Flashback: What in the world is an e-cigarette?
Do you remember when you first heard or read about e-cigarettes or perhaps saw the product for the first time? ANR first learned about e-cigarettes when a member from Dallas called our offices in 2009/2010 asking if these products could be used in restaurants, which went smokefree years earlier in 2003. The individual using the device claimed it was allowed because it wasn’t a cigarette and it emitted a harmless ‘vapor mist.’ While we were unfamiliar with the specific product, we suggested that business owners could include these new devices, which looked like tobacco cigarettes, in the smokefree rule and to ask people to ‘take it outside.’ ANR felt that it was impossible to tell the difference between a combustible cigarette and the electronic smoking devices in a nightlife setting, making enforcement challenging if exemptions were made to allow these novel products to be used in smokefree spaces. Also, we felt that the secondhand aerosol emitted by these products could potentially be harmful to nonsmokers and shouldn’t be used inside shared air spaces where they could pose a health hazard to non-users. We strongly suggested then – and now – to take the precautionary approach, and to treat these new nicotine products like other forms of smoking when it comes to nonsmokers’ rights and developing strong smokefree protections.
Now We Know: The evidence is clear, e-cigarettes are not safe!
The science on the health effects of e-cigarettes on both the user and people exposed to the secondhand aerosol (‘vapor’) did not exist when these products hit the U.S. market, which created a void that the e-cigarette industry and proponents used to flood online platforms and legislators’ inboxes with messages about the presumed safety of these products—particularly for cigarette smokers who allegedly would switch from smoking to vaping.
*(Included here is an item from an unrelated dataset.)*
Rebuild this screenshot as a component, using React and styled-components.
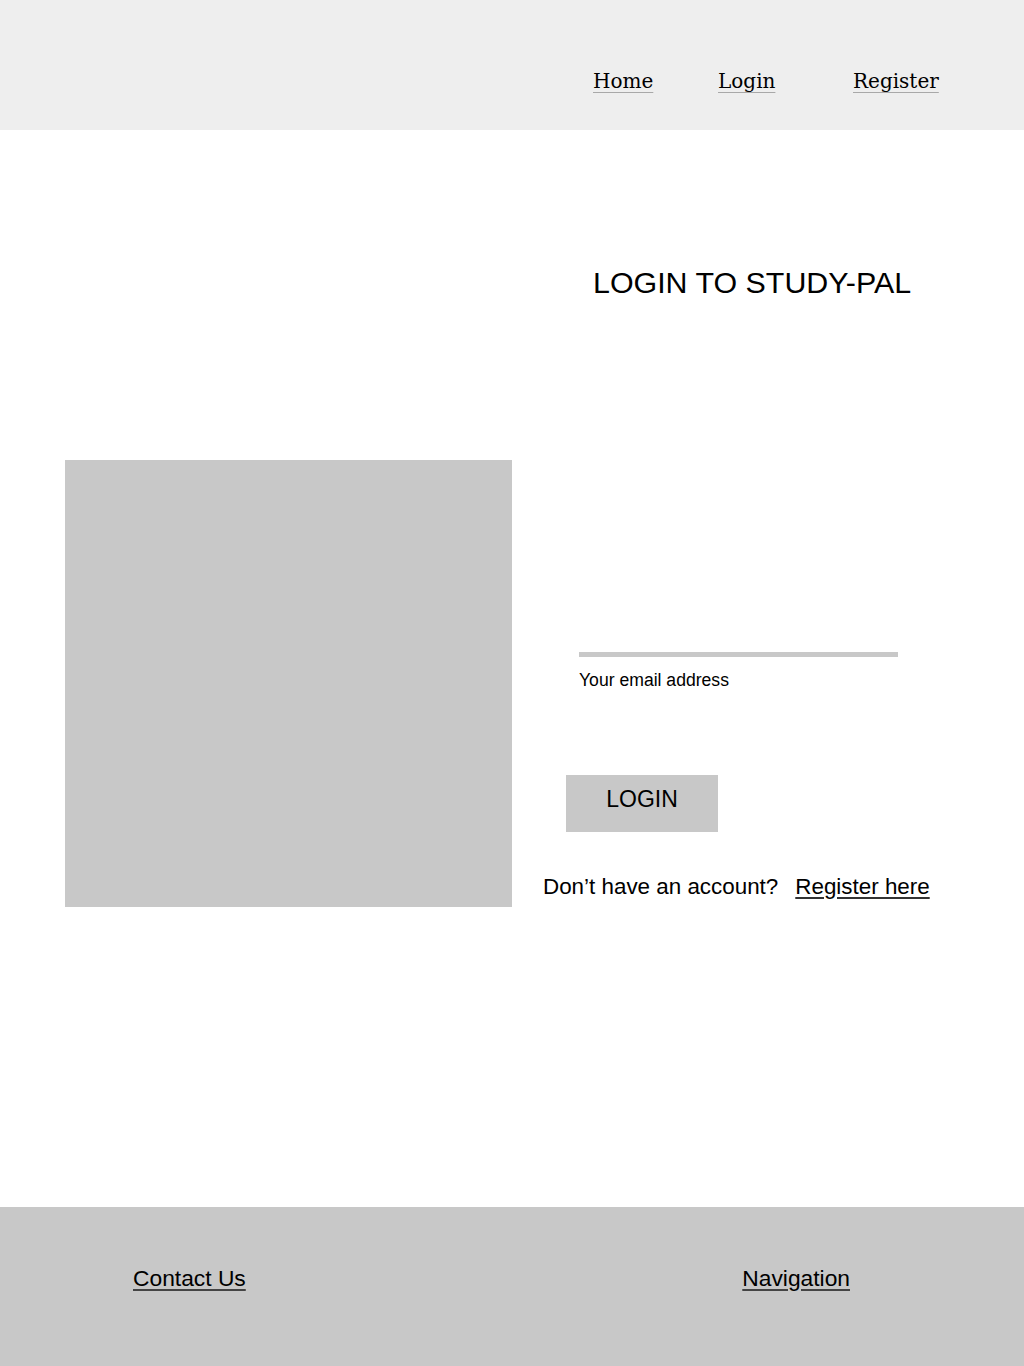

Today, there is now a rich science base that documents the hazardous constituents and particles in secondhand aerosol, the short-term health effects on those who vape, and the rapid rise of e-cigarette use among children and young adults.
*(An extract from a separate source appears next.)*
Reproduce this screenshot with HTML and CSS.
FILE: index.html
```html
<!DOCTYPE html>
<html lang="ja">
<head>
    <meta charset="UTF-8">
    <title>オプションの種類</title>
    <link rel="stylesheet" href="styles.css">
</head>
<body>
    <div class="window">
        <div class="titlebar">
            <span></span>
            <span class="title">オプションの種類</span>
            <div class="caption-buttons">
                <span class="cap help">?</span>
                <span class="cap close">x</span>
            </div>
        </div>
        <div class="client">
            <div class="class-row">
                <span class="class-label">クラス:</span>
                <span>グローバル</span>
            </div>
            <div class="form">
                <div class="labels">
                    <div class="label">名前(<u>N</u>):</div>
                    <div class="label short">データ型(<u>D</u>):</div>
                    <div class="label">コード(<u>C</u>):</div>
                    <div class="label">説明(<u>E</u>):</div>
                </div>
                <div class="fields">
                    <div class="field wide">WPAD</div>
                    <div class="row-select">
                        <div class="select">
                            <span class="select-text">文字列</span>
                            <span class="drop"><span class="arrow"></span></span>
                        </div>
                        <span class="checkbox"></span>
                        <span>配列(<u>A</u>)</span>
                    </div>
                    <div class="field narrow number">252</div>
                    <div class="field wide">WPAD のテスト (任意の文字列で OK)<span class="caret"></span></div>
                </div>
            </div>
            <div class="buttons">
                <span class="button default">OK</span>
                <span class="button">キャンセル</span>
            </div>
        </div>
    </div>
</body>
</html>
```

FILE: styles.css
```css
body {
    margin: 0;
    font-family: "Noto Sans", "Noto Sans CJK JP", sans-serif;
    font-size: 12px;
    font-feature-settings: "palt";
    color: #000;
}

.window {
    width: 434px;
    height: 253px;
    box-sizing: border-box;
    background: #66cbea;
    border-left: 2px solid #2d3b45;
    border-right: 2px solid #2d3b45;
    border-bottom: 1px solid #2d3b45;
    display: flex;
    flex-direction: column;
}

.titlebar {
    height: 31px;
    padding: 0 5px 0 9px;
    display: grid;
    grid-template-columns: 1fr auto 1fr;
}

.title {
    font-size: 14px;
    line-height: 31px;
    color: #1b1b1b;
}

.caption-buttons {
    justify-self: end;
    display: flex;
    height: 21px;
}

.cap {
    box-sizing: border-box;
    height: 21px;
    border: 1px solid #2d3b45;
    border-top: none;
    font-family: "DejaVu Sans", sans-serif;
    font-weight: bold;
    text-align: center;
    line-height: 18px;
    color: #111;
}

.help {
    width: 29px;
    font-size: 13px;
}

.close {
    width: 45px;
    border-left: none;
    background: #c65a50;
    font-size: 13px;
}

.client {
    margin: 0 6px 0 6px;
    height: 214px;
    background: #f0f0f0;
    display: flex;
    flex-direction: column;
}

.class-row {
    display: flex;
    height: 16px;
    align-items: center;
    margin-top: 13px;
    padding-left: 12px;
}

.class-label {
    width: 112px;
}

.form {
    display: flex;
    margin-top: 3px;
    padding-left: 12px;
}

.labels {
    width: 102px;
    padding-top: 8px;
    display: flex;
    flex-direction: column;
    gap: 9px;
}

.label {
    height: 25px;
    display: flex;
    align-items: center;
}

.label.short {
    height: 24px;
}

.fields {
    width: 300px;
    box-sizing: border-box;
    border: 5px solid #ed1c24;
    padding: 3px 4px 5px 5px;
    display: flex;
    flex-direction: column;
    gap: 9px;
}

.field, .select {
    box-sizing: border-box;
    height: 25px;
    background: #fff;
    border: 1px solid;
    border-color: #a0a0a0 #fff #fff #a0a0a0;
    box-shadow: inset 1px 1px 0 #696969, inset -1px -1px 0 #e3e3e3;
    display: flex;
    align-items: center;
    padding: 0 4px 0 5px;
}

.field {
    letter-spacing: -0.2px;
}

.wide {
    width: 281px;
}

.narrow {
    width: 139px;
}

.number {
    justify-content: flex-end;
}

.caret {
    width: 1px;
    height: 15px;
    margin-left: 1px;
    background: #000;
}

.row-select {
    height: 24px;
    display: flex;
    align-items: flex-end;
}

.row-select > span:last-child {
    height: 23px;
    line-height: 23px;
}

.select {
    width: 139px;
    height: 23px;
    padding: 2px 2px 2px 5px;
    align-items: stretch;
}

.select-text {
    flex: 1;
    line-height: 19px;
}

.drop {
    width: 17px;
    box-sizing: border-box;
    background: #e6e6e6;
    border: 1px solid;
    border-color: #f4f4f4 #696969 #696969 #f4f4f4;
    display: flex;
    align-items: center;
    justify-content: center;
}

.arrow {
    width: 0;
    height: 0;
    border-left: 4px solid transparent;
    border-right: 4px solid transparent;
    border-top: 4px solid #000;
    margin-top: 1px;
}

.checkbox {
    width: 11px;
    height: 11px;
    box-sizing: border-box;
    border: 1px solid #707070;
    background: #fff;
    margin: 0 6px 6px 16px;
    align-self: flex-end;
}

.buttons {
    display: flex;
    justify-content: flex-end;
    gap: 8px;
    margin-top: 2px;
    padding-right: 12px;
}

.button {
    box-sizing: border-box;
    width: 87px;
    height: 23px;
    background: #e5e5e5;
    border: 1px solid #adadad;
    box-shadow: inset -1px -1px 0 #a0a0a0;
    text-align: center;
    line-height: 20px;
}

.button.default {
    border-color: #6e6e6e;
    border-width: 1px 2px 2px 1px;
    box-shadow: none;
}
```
Young people, many of whom never smoked a combustible cigarette given their knowledge about the harms of smoking and secondhand smoke exposure, started vaping nicotine products as a result of unregulated online advertisements of these novel high-tech devices that were touted as safe and healthy in the early days of e-cigarettes (2009-2010), and came in a variety of enticing flavors.
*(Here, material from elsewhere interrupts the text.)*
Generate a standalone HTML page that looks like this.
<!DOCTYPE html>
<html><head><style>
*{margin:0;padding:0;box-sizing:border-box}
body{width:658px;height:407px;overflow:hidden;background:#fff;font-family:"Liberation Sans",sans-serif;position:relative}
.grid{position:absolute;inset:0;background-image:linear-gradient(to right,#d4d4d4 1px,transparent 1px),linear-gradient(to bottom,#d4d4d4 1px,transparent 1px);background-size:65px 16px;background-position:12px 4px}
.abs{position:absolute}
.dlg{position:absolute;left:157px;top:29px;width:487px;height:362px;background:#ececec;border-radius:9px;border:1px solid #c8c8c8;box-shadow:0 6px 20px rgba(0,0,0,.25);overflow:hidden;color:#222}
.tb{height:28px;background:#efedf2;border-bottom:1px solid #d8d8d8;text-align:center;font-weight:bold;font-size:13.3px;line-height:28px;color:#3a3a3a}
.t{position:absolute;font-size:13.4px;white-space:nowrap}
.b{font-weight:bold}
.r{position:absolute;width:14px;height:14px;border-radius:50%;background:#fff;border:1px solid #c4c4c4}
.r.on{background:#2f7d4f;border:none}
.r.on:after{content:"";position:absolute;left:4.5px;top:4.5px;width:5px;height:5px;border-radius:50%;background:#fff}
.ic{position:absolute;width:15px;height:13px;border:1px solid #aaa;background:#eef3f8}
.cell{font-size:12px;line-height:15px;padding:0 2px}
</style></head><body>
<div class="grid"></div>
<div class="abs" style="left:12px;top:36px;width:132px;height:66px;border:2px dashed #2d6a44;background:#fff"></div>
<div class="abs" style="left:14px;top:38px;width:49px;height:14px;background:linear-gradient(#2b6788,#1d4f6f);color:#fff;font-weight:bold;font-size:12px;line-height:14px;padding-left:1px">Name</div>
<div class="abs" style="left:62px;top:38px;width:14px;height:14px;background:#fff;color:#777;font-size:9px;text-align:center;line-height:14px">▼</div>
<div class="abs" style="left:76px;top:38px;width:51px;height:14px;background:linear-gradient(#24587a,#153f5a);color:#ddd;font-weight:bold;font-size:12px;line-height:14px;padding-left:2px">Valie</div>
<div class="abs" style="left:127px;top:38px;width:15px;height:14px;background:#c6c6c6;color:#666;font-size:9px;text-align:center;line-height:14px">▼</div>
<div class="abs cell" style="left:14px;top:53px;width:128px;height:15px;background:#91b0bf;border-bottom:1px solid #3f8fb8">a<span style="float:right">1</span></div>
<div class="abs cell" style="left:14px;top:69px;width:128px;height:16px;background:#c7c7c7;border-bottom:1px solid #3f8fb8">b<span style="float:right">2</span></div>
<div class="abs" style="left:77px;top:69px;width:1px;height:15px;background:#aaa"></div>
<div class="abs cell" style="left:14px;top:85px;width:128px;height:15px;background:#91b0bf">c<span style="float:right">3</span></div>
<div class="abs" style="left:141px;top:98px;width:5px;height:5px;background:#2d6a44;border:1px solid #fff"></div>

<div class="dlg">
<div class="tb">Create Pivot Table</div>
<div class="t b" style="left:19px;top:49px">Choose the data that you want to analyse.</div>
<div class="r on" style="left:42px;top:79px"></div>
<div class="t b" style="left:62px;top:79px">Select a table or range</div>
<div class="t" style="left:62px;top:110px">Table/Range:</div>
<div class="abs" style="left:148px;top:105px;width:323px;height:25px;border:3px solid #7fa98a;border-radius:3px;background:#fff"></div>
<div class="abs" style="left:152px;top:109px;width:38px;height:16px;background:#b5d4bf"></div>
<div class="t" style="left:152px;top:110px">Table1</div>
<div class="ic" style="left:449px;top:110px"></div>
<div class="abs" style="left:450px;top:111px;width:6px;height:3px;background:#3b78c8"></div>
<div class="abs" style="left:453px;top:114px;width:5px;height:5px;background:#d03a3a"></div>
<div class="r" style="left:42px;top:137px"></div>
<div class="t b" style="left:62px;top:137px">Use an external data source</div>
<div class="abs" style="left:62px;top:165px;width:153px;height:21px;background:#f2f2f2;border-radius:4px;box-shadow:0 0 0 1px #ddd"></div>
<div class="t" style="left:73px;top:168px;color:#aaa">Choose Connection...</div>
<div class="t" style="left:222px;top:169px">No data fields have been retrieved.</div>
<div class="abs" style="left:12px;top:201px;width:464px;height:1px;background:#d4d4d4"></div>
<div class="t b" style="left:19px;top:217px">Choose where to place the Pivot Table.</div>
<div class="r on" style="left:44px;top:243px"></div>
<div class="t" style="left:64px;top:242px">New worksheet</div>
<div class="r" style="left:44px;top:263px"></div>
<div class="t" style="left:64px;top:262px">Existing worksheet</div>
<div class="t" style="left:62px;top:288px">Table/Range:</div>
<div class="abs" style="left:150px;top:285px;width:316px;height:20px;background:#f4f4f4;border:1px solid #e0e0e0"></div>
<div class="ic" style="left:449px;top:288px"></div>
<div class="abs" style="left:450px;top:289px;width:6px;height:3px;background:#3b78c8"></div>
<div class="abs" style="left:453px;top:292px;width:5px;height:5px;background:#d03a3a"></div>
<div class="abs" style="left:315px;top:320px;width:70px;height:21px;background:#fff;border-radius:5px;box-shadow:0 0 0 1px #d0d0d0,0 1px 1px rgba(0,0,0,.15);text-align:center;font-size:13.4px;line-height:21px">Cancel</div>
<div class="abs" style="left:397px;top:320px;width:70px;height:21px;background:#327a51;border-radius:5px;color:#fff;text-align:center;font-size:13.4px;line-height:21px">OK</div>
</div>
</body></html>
In February 2020, the Massachusetts Attorney General filed a lawsuit against JUUL Labs, asserting that the company was marketing its popular flavored vaping products to teenagers. Despite JUUL’s lies about not targeting teens, there is evidence that the company did target young people, including purchasing ad space on numerous youth-focused websites, such as Nickelodeon, the Cartoon Network, Seventeen magazine, and educational sites for middle school and high school students. This lawsuit presents strong evidence that the company was targeting young nonsmokers during its launch period from June 2015 through early 2016. On March 12, 2020, a law firm representing 23 California school districts, serving nearly 1.1 million students, filed a lawsuit against JUUL Labs Inc. for “its role in creating an e-cigarette epidemic and resurgence in youth nicotine addiction that impedes the educational and learning environment in schools across California.”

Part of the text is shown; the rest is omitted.